WRITTEN TASK:
Leave out every picture. Copy exactly the lines from the one holding "Output the component" through the one holding "const formatPrice = (price)".

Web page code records
* * *

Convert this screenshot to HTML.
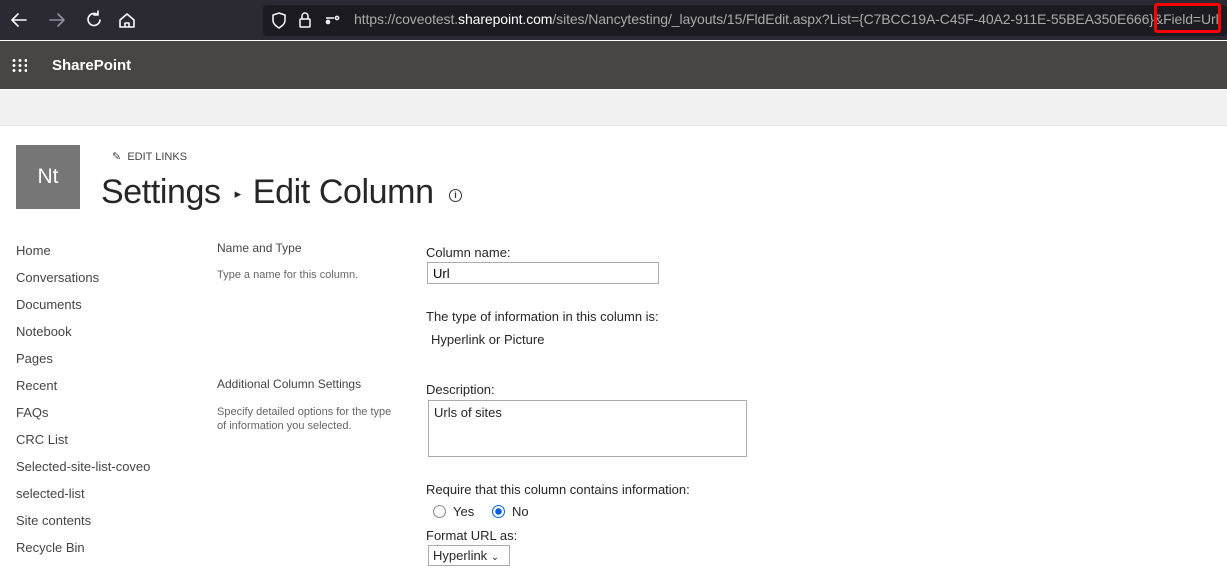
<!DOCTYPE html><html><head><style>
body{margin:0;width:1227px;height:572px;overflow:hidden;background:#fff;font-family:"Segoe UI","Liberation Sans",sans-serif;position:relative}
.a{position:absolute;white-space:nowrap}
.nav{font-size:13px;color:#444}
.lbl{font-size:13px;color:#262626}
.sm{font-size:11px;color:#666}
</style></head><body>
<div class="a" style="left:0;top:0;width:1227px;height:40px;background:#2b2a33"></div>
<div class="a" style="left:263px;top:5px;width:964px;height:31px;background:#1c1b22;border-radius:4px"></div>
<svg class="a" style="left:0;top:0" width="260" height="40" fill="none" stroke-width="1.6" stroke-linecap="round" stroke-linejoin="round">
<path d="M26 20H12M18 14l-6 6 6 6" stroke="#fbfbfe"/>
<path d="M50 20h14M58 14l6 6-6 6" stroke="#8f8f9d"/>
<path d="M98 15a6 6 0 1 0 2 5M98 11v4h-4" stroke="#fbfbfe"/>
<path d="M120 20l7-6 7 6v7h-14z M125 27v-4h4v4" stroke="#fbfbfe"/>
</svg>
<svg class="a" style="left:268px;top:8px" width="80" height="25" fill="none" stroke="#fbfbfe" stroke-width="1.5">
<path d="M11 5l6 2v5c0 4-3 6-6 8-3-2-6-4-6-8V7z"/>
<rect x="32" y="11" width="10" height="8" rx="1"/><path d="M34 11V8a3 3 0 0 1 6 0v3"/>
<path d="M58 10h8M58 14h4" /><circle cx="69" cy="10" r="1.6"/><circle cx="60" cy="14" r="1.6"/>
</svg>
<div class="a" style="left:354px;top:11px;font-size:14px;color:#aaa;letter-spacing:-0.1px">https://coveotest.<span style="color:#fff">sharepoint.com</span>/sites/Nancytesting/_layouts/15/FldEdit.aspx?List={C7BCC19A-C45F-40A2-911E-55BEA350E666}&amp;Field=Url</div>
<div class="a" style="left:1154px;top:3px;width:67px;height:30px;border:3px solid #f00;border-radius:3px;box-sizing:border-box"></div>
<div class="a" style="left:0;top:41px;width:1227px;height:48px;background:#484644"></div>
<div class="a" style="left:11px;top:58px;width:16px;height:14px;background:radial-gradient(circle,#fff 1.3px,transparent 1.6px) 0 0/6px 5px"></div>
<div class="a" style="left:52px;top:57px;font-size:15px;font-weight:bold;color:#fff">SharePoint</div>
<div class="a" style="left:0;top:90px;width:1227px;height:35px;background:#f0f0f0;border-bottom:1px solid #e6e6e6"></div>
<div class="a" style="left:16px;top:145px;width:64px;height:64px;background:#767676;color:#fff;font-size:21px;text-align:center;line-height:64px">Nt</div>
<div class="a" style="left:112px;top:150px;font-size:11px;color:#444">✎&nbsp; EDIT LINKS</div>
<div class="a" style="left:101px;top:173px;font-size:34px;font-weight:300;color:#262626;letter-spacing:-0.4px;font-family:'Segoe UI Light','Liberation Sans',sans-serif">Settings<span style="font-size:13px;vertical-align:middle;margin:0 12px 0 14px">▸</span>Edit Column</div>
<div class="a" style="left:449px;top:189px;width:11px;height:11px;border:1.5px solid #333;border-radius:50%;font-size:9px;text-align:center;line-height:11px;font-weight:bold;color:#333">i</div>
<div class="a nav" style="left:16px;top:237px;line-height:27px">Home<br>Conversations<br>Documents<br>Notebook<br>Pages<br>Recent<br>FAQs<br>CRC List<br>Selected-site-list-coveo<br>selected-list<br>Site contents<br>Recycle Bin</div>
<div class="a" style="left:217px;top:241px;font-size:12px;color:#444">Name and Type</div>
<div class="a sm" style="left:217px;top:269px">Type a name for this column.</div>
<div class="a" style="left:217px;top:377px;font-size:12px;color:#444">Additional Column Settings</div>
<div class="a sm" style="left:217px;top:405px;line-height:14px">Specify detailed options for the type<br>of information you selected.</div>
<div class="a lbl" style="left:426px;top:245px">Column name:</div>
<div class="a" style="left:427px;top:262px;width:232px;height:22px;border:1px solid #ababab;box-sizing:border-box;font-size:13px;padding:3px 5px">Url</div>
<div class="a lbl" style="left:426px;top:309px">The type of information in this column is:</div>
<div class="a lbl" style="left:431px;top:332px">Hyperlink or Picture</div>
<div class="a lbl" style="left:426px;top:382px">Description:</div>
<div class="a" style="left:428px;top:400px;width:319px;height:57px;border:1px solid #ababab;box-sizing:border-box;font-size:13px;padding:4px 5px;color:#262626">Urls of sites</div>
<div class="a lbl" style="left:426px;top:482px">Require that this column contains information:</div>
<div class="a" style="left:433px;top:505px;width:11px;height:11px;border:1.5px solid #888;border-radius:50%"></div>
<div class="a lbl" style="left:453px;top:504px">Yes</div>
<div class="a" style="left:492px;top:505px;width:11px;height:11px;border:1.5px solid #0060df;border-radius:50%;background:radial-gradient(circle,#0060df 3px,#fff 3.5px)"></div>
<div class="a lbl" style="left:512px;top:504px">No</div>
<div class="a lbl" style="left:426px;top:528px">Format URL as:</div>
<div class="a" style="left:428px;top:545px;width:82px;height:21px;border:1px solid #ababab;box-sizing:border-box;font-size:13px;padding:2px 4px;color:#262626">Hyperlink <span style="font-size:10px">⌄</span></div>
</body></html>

* * *

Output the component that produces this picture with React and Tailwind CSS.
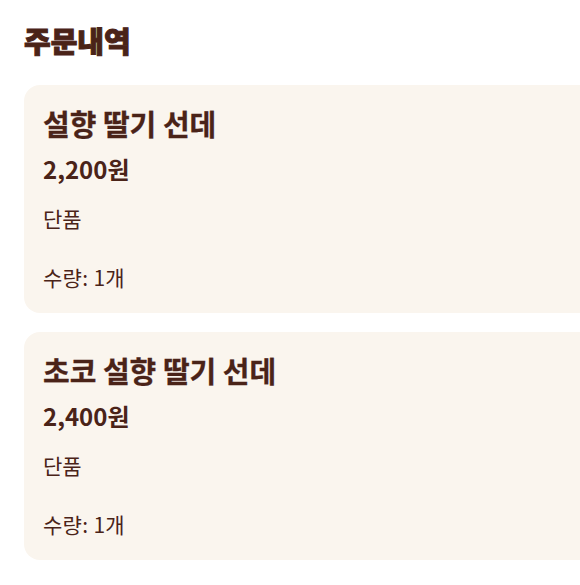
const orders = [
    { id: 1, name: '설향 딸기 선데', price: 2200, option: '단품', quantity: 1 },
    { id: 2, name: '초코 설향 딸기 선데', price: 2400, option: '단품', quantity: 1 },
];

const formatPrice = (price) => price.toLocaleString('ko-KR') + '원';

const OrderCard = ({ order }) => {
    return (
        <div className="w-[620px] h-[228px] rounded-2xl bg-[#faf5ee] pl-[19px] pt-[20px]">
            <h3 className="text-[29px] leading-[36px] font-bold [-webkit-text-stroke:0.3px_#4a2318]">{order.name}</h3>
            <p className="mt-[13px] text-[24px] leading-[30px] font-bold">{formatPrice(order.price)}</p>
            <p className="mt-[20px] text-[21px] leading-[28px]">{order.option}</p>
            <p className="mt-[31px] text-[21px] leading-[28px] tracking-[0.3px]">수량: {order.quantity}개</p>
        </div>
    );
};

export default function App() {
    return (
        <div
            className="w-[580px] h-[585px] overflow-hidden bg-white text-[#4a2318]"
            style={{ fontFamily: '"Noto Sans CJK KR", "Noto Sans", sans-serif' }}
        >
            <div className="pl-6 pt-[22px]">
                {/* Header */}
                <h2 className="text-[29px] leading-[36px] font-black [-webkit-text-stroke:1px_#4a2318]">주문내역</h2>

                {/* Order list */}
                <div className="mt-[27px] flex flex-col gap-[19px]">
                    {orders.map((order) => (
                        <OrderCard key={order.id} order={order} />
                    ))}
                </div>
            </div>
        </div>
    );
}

* * *

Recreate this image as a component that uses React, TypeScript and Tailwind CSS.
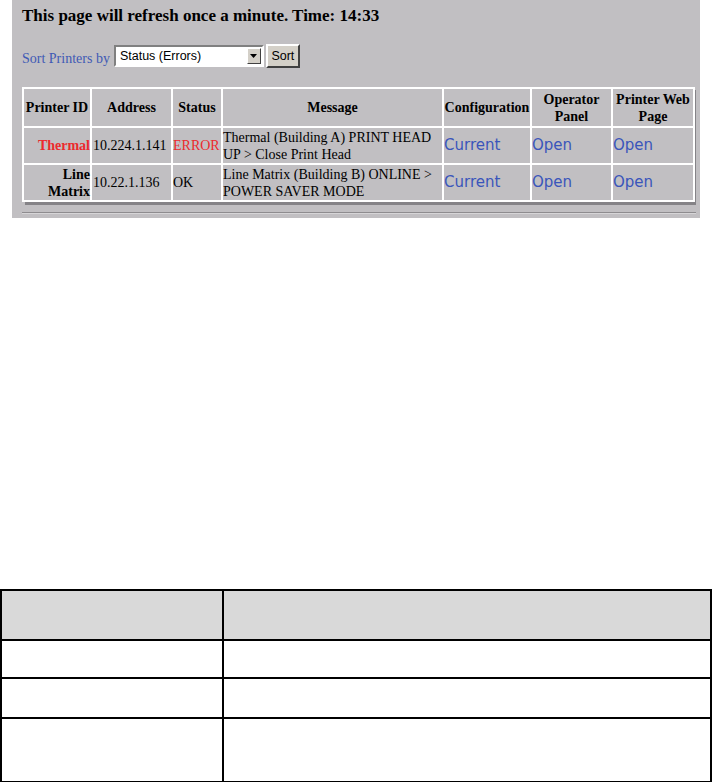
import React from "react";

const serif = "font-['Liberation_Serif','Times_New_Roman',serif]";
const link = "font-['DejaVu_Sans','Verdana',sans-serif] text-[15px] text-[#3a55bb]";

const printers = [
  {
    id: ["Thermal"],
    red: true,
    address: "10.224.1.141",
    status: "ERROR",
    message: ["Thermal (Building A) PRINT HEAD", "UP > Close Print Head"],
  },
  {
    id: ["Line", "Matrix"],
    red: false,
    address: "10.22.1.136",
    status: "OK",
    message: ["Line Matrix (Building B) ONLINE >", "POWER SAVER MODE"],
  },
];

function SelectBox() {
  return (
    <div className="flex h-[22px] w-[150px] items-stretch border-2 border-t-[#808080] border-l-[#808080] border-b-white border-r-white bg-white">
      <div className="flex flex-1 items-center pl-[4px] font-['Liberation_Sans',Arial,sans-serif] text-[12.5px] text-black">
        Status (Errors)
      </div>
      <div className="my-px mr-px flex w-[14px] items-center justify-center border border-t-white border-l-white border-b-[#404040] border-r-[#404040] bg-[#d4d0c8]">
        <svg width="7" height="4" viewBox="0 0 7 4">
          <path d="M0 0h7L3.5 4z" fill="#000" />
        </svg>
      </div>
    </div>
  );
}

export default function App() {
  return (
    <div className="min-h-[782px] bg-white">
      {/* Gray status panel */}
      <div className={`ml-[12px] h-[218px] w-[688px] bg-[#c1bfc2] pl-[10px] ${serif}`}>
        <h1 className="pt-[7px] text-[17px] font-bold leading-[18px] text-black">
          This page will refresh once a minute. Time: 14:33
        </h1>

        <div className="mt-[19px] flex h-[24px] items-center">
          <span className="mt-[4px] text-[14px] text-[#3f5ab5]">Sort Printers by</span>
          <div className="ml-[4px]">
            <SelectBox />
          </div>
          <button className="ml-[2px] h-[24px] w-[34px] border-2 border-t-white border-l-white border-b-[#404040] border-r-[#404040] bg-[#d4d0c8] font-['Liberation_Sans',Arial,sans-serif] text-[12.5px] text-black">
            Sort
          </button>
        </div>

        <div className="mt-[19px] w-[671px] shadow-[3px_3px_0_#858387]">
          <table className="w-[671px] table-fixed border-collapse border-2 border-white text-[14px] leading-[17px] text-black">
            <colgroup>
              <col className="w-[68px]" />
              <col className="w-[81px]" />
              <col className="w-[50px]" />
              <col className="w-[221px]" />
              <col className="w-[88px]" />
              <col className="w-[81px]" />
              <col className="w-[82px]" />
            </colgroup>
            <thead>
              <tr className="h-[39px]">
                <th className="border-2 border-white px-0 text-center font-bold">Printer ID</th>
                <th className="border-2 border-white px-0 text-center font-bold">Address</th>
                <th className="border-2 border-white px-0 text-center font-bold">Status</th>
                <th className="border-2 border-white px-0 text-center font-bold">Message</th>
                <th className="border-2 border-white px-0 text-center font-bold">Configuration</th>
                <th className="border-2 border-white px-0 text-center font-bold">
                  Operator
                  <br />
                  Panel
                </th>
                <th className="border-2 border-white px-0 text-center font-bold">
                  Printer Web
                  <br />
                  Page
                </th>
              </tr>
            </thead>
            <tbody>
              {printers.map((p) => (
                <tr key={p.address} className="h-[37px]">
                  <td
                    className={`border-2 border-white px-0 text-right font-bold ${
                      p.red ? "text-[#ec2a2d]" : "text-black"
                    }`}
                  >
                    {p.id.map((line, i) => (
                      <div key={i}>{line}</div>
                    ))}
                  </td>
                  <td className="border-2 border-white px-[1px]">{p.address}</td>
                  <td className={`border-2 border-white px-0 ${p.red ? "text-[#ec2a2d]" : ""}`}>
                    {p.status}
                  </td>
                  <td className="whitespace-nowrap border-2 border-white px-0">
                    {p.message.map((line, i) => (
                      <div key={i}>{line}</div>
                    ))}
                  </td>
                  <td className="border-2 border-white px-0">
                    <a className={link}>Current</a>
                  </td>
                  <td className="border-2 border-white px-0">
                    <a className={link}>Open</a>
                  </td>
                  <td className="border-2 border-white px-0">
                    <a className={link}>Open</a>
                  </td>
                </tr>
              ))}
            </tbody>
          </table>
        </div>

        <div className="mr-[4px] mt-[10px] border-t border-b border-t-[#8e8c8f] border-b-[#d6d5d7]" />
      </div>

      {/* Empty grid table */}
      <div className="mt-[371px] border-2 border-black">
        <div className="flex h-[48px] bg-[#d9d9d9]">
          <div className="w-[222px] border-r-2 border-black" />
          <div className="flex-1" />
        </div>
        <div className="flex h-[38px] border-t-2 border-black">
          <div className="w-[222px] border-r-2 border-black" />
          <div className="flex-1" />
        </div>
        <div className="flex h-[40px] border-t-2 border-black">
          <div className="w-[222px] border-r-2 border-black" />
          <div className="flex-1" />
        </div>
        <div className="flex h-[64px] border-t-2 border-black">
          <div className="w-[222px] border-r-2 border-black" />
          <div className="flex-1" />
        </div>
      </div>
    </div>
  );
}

* * *

REPLY TO THE TASK:
Output the component that produces this picture with React and Tailwind CSS.
const orders = [
    { id: 1, name: '설향 딸기 선데', price: 2200, option: '단품', quantity: 1 },
    { id: 2, name: '초코 설향 딸기 선데', price: 2400, option: '단품', quantity: 1 },
];

const formatPrice = (price) => price.toLocaleString('ko-KR') + '원';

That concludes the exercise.